Doctors suggest that you can detect everything from diabetes to nutritional deficiencies just by examining the feet. So, don't ignore the signs!

Toenails with indentations
A common issue for women, anaemia or iron deficiency often can be indicated by unnatural, concave shaped toe nail beds. This is due to insufficient haemoglobin. Internal bleeding or heavy menstrual periods can be a trigger. Nails may also be brittle and the feet may feel cold. Fatigue is the number-one sign of anaemia, as are dizziness and headache.

Constant cramping of feet
A sudden foot cramp can be due to improper exercise or even dehydration. But if it is recurring, it could mean that your diet lacks sufficient calcium, potassium or magnesium. Pregnant women are especially vulnerable to this.

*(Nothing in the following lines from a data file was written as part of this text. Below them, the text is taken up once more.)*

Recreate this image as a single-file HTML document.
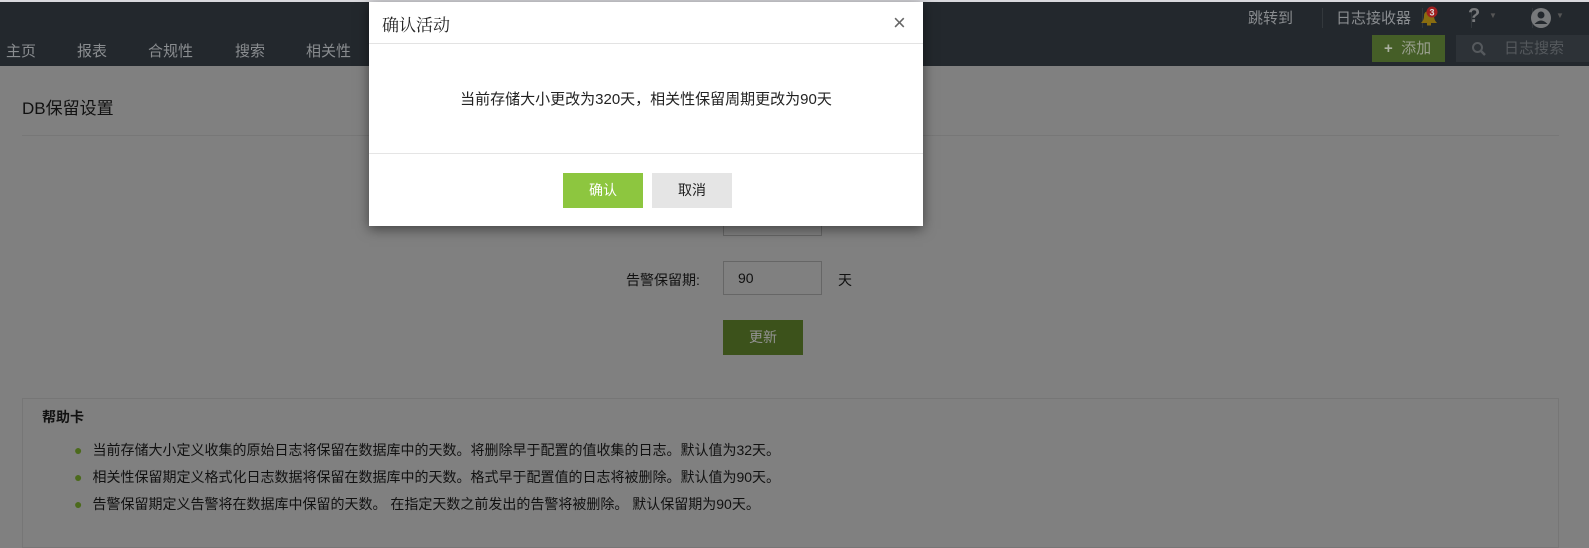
<!DOCTYPE html>
<html><head><meta charset="utf-8"><style>
*{margin:0;padding:0;box-sizing:border-box}
body{width:1589px;height:536px;overflow:hidden;position:relative;background:#808080;font-family:"Liberation Sans","Noto Sans CJK SC",sans-serif;color:#111}
.a{position:absolute;white-space:nowrap}
.top{position:absolute;left:0;top:0;width:1589px;height:2px;background:#d9d9dd}
.nav{position:absolute;left:0;top:2px;width:1589px;height:64px;background:#23282d}
.nav .a{color:#8a8d90;font-size:15px}
.sep{position:absolute;top:6px;width:1px;height:20px;background:#33383c}
.modal{position:absolute;left:369px;top:2px;width:554px;height:224px;background:#fff;box-shadow:0 3px 12px rgba(0,0,0,.5)}
</style></head><body>
<div class="top"></div>
<div class="nav">
 <div class="a" style="left:1248px;top:5px">跳转到</div>
 <div class="sep" style="left:1322px"></div>
 <div class="a" style="left:1336px;top:5px">日志接收器</div>
 <div class="sep" style="left:1422px"></div>
 <svg class="a" style="left:1418px;top:4px" width="22" height="22"><path d="M3 17 Q6 14 6 10 Q6 5 11 5 Q16 5 16 10 Q16 14 19 17 Z" fill="#8a6d10"/><rect x="9" y="17" width="4" height="2.5" fill="#8a6d10"/><circle cx="14" cy="6" r="5.5" fill="#a01f1f"/><text x="14" y="9.5" font-size="9" fill="#ddd" text-anchor="middle" font-family="Liberation Sans" font-weight="bold">3</text></svg>
 <div class="sep" style="left:1471px"></div>
 <div class="a" style="left:1468px;top:3px;font-size:20px;font-weight:bold;color:#77797b">?</div>
 <div class="a" style="left:1489px;top:9px;font-size:8px;color:#555">▼</div>
 <div class="sep" style="left:1532px"></div>
 <svg class="a" style="left:1530px;top:5px" width="22" height="22"><circle cx="11" cy="11" r="10" fill="#77797b"/><circle cx="11" cy="8" r="3.5" fill="#23282d"/><path d="M4.5 17 Q11 10 17.5 17" fill="#23282d"/></svg>
 <div class="a" style="left:1556px;top:9px;font-size:8px;color:#555">▼</div>
 <div class="a" style="left:1372px;top:33px;width:73px;height:27px;background:#455e27;color:#9aa08f;font-size:15px;line-height:27px;padding-left:12px"><b style="color:#aab0a0">+</b>&nbsp; 添加</div>
 <div class="a" style="left:1456px;top:33px;width:133px;height:27px;background:#2d3237;color:#55595d;font-size:15px;line-height:27px;padding-left:48px">日志搜索</div>
 <svg class="a" style="left:1471px;top:39px" width="16" height="16"><circle cx="6.5" cy="6.5" r="4.5" stroke="#55595d" stroke-width="2" fill="none"/><path d="M10 10 L14 14" stroke="#55595d" stroke-width="2.5"/></svg>
 <div class="a" style="left:6px;top:38px">主页</div>
 <div class="a" style="left:77px;top:38px">报表</div>
 <div class="a" style="left:148px;top:38px">合规性</div>
 <div class="a" style="left:235px;top:38px">搜索</div>
 <div class="a" style="left:306px;top:38px">相关性</div>
</div>
<div class="a" style="left:22px;top:94px;font-size:17px;color:#111">DB保留设置</div>
<div class="a" style="left:22px;top:135px;width:1537px;height:1px;background:#777"></div>
<div class="a" style="left:723px;top:200px;width:99px;height:36px;border:1px solid #666"></div>
<div class="a" style="left:626px;top:270px;font-size:14px">告警保留期:</div>
<div class="a" style="left:723px;top:261px;width:99px;height:34px;border:1px solid #666;font-size:14px;line-height:32px;padding-left:14px">90</div>
<div class="a" style="left:838px;top:270px;font-size:14px">天</div>
<div class="a" style="left:723px;top:320px;width:80px;height:35px;background:#3c521b;color:#939393;font-size:14px;line-height:35px;text-align:center">更新</div>
<div class="a" style="left:22px;top:398px;width:1537px;height:150px;border:1px solid #767676"></div>
<div class="a" style="left:42px;top:407px;font-size:14px;font-weight:bold">帮助卡</div>
<div class="a" style="left:74px;top:437px;font-size:14px;line-height:27px">
<div><span style="color:#4c6a1c;margin-right:10px">●</span>当前存储大小定义收集的原始日志将保留在数据库中的天数。将删除早于配置的值收集的日志。默认值为32天。</div>
<div><span style="color:#4c6a1c;margin-right:10px">●</span>相关性保留期定义格式化日志数据将保留在数据库中的天数。格式早于配置值的日志将被删除。默认值为90天。</div>
<div><span style="color:#4c6a1c;margin-right:10px">●</span>告警保留期定义告警将在数据库中保留的天数。 在指定天数之前发出的告警将被删除。 默认保留期为90天。</div>
</div>
<div class="modal">
 <div class="a" style="left:13px;top:9px;font-size:17px;font-family:'Liberation Serif','Noto Serif CJK SC',serif;color:#222">确认活动</div>
 <div class="a" style="left:524px;top:8px;font-size:22px;color:#666;font-weight:300">×</div>
 <div class="a" style="left:0;top:41px;width:554px;height:1px;background:#e3e3e3"></div>
 <div class="a" style="left:0;top:86px;width:554px;text-align:center;font-size:15px;color:#222">当前存储大小更改为320天，相关性保留周期更改为90天</div>
 <div class="a" style="left:0;top:151px;width:554px;height:1px;background:#e5e5e5"></div>
 <div class="a" style="left:194px;top:171px;width:80px;height:35px;background:#8dc63f;color:#fff;font-size:14px;line-height:35px;text-align:center">确认</div>
 <div class="a" style="left:283px;top:171px;width:80px;height:35px;background:#e5e5e5;color:#222;font-size:14px;line-height:35px;text-align:center">取消</div>
</div>
</body></html>
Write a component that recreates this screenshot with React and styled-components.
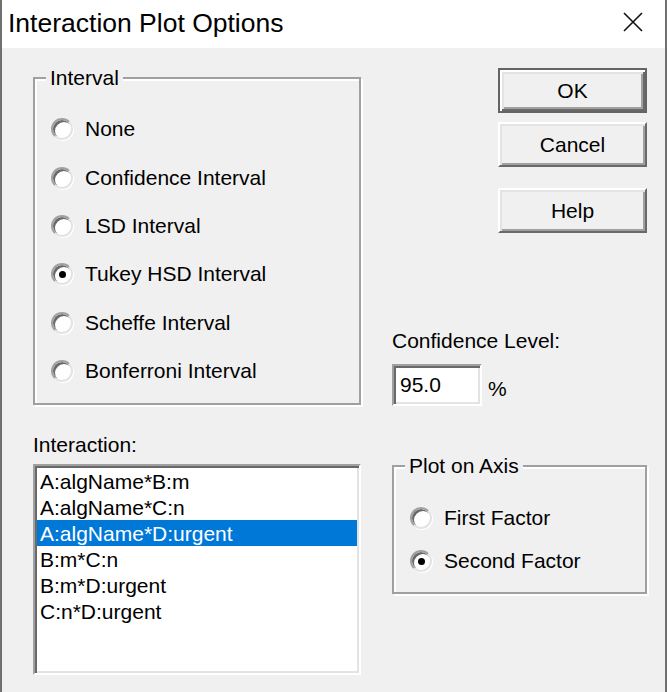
import React from "react";
import styled, { createGlobalStyle } from "styled-components";

const GlobalStyle = createGlobalStyle`
  html, body {
    margin: 0;
    padding: 0;
    background: #f0f0f0;
  }
  body {
    font-family: "Liberation Sans", Arial, sans-serif;
    color: #000;
  }
`;

const Window = styled.div`
  width: 667px;
  height: 692px;
  box-sizing: border-box;
  border-left: 2px solid #707070;
  border-right: 2px solid #707070;
  background: #f0f0f0;
  display: flex;
  flex-direction: column;
  overflow: hidden;
`;

const TitleBar = styled.div`
  height: 48px;
  flex: none;
  background: #fff;
  display: flex;
  align-items: center;
  justify-content: space-between;
  padding: 0 22px 2px 6px;
  box-sizing: border-box;
`;

const Title = styled.div`
  font-size: 26.5px;
  line-height: 30px;
  color: #000;
`;

const CloseIcon = styled.svg`
  width: 20px;
  height: 20px;
  margin-bottom: 2px;
`;

const Body = styled.div`
  display: flex;
  gap: 31px;
  padding: 0 18px 0 31px;
  flex: 1;
`;

const LeftColumn = styled.div`
  width: 328px;
  padding-top: 29px;
  display: flex;
  flex-direction: column;
`;

const RightColumn = styled.div`
  flex: 1;
  padding-top: 20px;
  display: flex;
  flex-direction: column;
`;

const GroupBox = styled.div`
  position: relative;
  box-sizing: border-box;
  height: ${(p) => p.$height}px;
  margin-top: ${(p) => p.$top || 0}px;
  border: 2px solid #a0a0a0;
  box-shadow: 2px 2px 0 #fff, inset 2px 2px 0 #fff;
  padding: ${(p) => p.$padTop}px 0 0 16px;
`;

const Legend = styled.span`
  position: absolute;
  top: -13px;
  left: 11px;
  padding: 0 4px;
  background: #f0f0f0;
  font-size: 21px;
  line-height: 24px;
`;

const RadioRow = styled.label`
  display: flex;
  align-items: center;
  gap: 12px;
  height: ${(p) => p.$h}px;
  font-size: 21px;
  line-height: 24px;
`;

const RadioCircle = styled.span`
  position: relative;
  width: 22px;
  height: 22px;
  box-sizing: border-box;
  border-radius: 50%;
  border: 2px solid;
  border-color: #a0a0a0 #e3e3e3 #e3e3e3 #a0a0a0;
  background: #fff;
  box-shadow: inset 2px 2px 0 #696969, 1px 1px 0 #fff;
  flex: none;

  &::after {
    content: "";
    display: ${(p) => (p.$checked ? "block" : "none")};
    position: absolute;
    left: 50%;
    top: 50%;
    width: 7px;
    height: 7px;
    margin: -3px 0 0 -3px;
    border-radius: 50%;
    background: #000;
  }
`;

const FieldLabel = styled.div`
  font-size: 21px;
  line-height: 24px;
  margin-top: ${(p) => p.$top}px;
`;

const ListBox = styled.div`
  margin-top: 7px;
  height: 211px;
  box-sizing: border-box;
  border: 2px solid;
  border-color: #a0a0a0 #fff #fff #a0a0a0;
  box-shadow: inset 2px 2px 0 #696969, inset -2px -2px 0 #e3e3e3;
  background: #fff;
  padding: 2px;
`;

const ListItem = styled.div`
  height: 26px;
  line-height: 26px;
  font-size: 21px;
  padding: 1px 0 0 3px;
  box-sizing: border-box;
  white-space: nowrap;
  background: ${(p) => (p.$selected ? "#0078d7" : "transparent")};
  color: ${(p) => (p.$selected ? "#fff" : "#000")};
`;

const ButtonStack = styled.div`
  align-self: flex-end;
  width: 149px;
  display: flex;
  flex-direction: column;
`;

const Button = styled.button`
  height: 45px;
  width: 100%;
  margin-top: ${(p) => p.$top || 0}px;
  box-sizing: border-box;
  background: #f0f0f0;
  font-family: "Liberation Sans", Arial, sans-serif;
  font-size: 21px;
  color: #000;
  padding: 0;
  border: 2px solid;
  border-color: ${(p) =>
    p.$default ? "#646464" : "#fff #696969 #696969 #fff"};
  box-shadow: ${(p) =>
    p.$default
      ? "inset 2px 2px 0 #fff, inset -2px -2px 0 #696969, inset 4px 4px 0 #e3e3e3, inset -4px -4px 0 #a0a0a0"
      : "inset 2px 2px 0 #e3e3e3, inset -2px -2px 0 #a0a0a0"};
`;

const InputRow = styled.div`
  display: flex;
  align-items: center;
  gap: 6px;
  margin-top: 11px;
`;

const TextInput = styled.div`
  width: 90px;
  height: 42px;
  box-sizing: border-box;
  border: 2px solid;
  border-color: #a0a0a0 #fff #fff #a0a0a0;
  box-shadow: inset 2px 2px 0 #696969, inset -2px -2px 0 #e3e3e3;
  background: #fff;
  font-size: 21px;
  line-height: 24px;
  padding: 7px 0 0 6px;
`;

const Unit = styled.span`
  font-size: 21px;
  line-height: 24px;
  padding-top: 8px;
`;

const intervals = [
  "None",
  "Confidence Interval",
  "LSD Interval",
  "Tukey HSD Interval",
  "Scheffe Interval",
  "Bonferroni Interval",
];

const interactions = [
  "A:algName*B:m",
  "A:algName*C:n",
  "A:algName*D:urgent",
  "B:m*C:n",
  "B:m*D:urgent",
  "C:n*D:urgent",
];

function Radio({ label, checked, h }) {
  return (
    <RadioRow $h={h}>
      <RadioCircle $checked={checked} />
      {label}
    </RadioRow>
  );
}

export default function App() {
  return (
    <>
      <GlobalStyle />
      <Window>
        <TitleBar>
          <Title>Interaction Plot Options</Title>
          <CloseIcon viewBox="0 0 20 20">
            <path d="M1 1 L19 19 M19 1 L1 19" stroke="#111" strokeWidth="1.6" fill="none" />
          </CloseIcon>
        </TitleBar>
        <Body>
          <LeftColumn>
            <GroupBox $height={328} $padTop={26}>
              <Legend>Interval</Legend>
              {intervals.map((name) => (
                <Radio key={name} label={name} h={48.4} checked={name === "Tukey HSD Interval"} />
              ))}
            </GroupBox>
            <FieldLabel $top={28}>Interaction:</FieldLabel>
            <ListBox>
              {interactions.map((item, i) => (
                <ListItem key={item} $selected={i === 2}>
                  {item}
                </ListItem>
              ))}
            </ListBox>
          </LeftColumn>
          <RightColumn>
            <ButtonStack>
              <Button $default>OK</Button>
              <Button $top={9}>Cancel</Button>
              <Button $top={21}>Help</Button>
            </ButtonStack>
            <FieldLabel $top={96}>Confidence Level:</FieldLabel>
            <InputRow>
              <TextInput>95.0</TextInput>
              <Unit>%</Unit>
            </InputRow>
            <GroupBox $height={129} $top={59} $padTop={29}>
              <Legend>Plot on Axis</Legend>
              <Radio label="First Factor" h={43} />
              <Radio label="Second Factor" h={43} checked />
            </GroupBox>
          </RightColumn>
        </Body>
      </Window>
    </>
  );
}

A sore that won't heal on the foot
This could be an indication of diabetes. High blood glucose levels lead to nerve damage in the feet, which means that minor scrapes and cuts often go unnoticed. Study your feet carefully for foul-smelling cuts that have been there awhile. Other symptoms of diabetes include persistent thirst, constant need for urination, fatigue, extreme hunger and weight loss.

Cold feet
Cold feet is an especially common complaint among women and may indicate a thyroid problem. Women generally have a slightly lower core body temperature than men, which makes them more vulnerable. Females over 40 who have cold feet often have an underfunctioning thyroid, the gland that regulates temperature and metabolism. Poor circulation is another possible cause.

Thick, yellow toenails
Yes, the nails do tend to lose colour as you age but this is a vital sign of a fungal infection and unkempt nails. Onychomycosis can persist painlessly for years. Nails may also smell bad and turn dark. Those most vulnerable are diabetes patients and those with immune-deficiency disorders.

Enlarged big toe
This is mostly a sign of gout and contrary to popular perception it doesn't just affect the old. Gout is a form of arthritis that's caused by too much uric acid. The built-up uric acid forms needle-like crystals. Men in their 40s and 50s are especially prone to this condition.

Numbness in feet
If you are unable to 'feel' your feet or have a heavy pins-and-needles sensation, it could indicate damage to the peripheral nervous system. This could occur due to diabetes or excessive intake of alcohol.


Dry, flaky skin
If you are prone to dry skin, don't take this lightly. You could contract athlete's foot, a fungal infection that starts as dry, itchy skin that then progresses to inflammation and blisters.


Toes that change colours
In cooler weather, Raynaud's disease causes the toes to first go white, then blue, and finally appear red before returning to a natural hue. The blood vessels in these areas overreact, causing the change in colour. They also feel cool to touch and go numb. Stress can be a trigger of Raynaud's attacks.

Pain in feet while walking
Foot pain could be a result of undiagnosed stress fractures. Discomfort can be felt along the sides of the feet or in the soles. Fractures may be caused by a decrease in optimum bone density or some kind of malnutrition.